I don’t find that remotely persuasive. This isn’t a single year’s data we are both looking at, but 15 years of data. It would be great if we had a longer run of data but we don’t. The more recent years data will no doubt be revised, but again for now this is what we have. Over that period, in some years Auckland has done better than other places in New Zealand, and in others worse, but over 15 years there has been a non-trivial worsening in Auckland’s relative position (whether GDP per capita or per employee), despite that rapid growth in population and job density. Frankly, his response seems (perhaps unfairly?) to amount to “agglomeration effects are real and important, so it doesn’t really matter what the bottom line is, or how the top-down data look, I believe my model”.

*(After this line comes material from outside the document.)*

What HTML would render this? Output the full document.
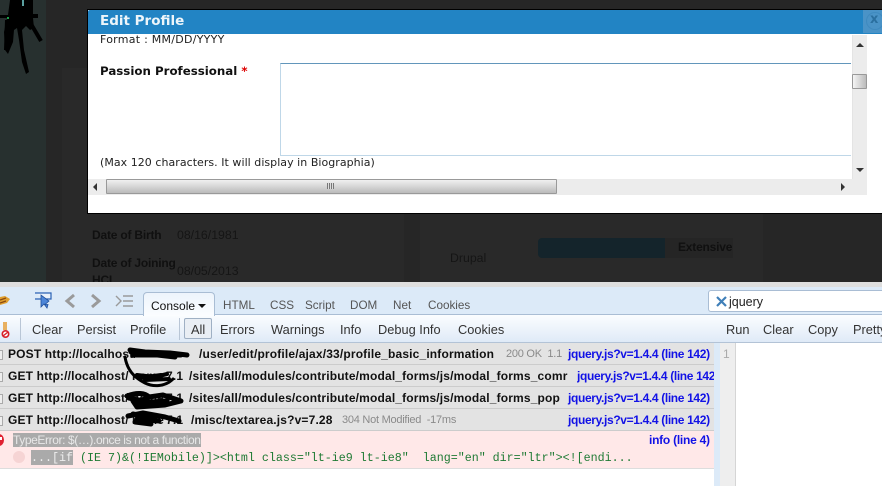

And, of course, I agree with him that wealthier places tend to be denser (but equally, as cities get wealthier they have tended to become less dense). The issue isn’t whether the phenomenon of agglomeration economies is real, but whether those economic gains have existed in the specific instance of Auckland over the last 15 years. There is simply no necessary reason why they should. Density is typically an outcome of market processes (people finding it worthwhile to bunch together), but that doesn’t mean that simply pulling more people into an area by policy (which is effectively what our immigration policy does) , and then regulatorily constraining its physical footprint, will make the people in that area more productive. If the longer-term economic opportunities in Auckland aren’t particularly good – if, say, New Zealand impaired by distance can really only hope to compete strongly on natural resource based exports – simply attracting more people into the confined space of Auckland could quite easily result in underperformance. A couple of observations over 15 years isn’t remotely enough to prove the case one way or the other, but given Auckland’s underperformance over that period I think there is some responsibility on the champions of actively pursuing fast population growth and higher job density (central governments, MBIE officials, local councils, economists) to offer a good explanation for Auckland’s underperformance, not simply assert that “my model says the agglomeration effects matter in general, and hence they must have mattered here specifically”. Perhaps there is such a good alternative story. I would be very interested to look at it.
And, of course, there is no dispute that lots of good policies (or, typically, avoiding lots of bad policies) go into making a successful prosperous economy. I wouldn’t agree with the Nunns list, but that is a debate for another day.
NB: The rise in the terms of trade over the previous 15 years will explain part of the regional GDP differences, with more heavily export-oriented regions having benefited at the expense of the other regions, although much of the trend improvement in the terms of trade has been a result of falling world import prices, the effects of which should have been fairly evenly spread across the country. Whether differential terms of trade effects are enough to reverse the rankings is another question.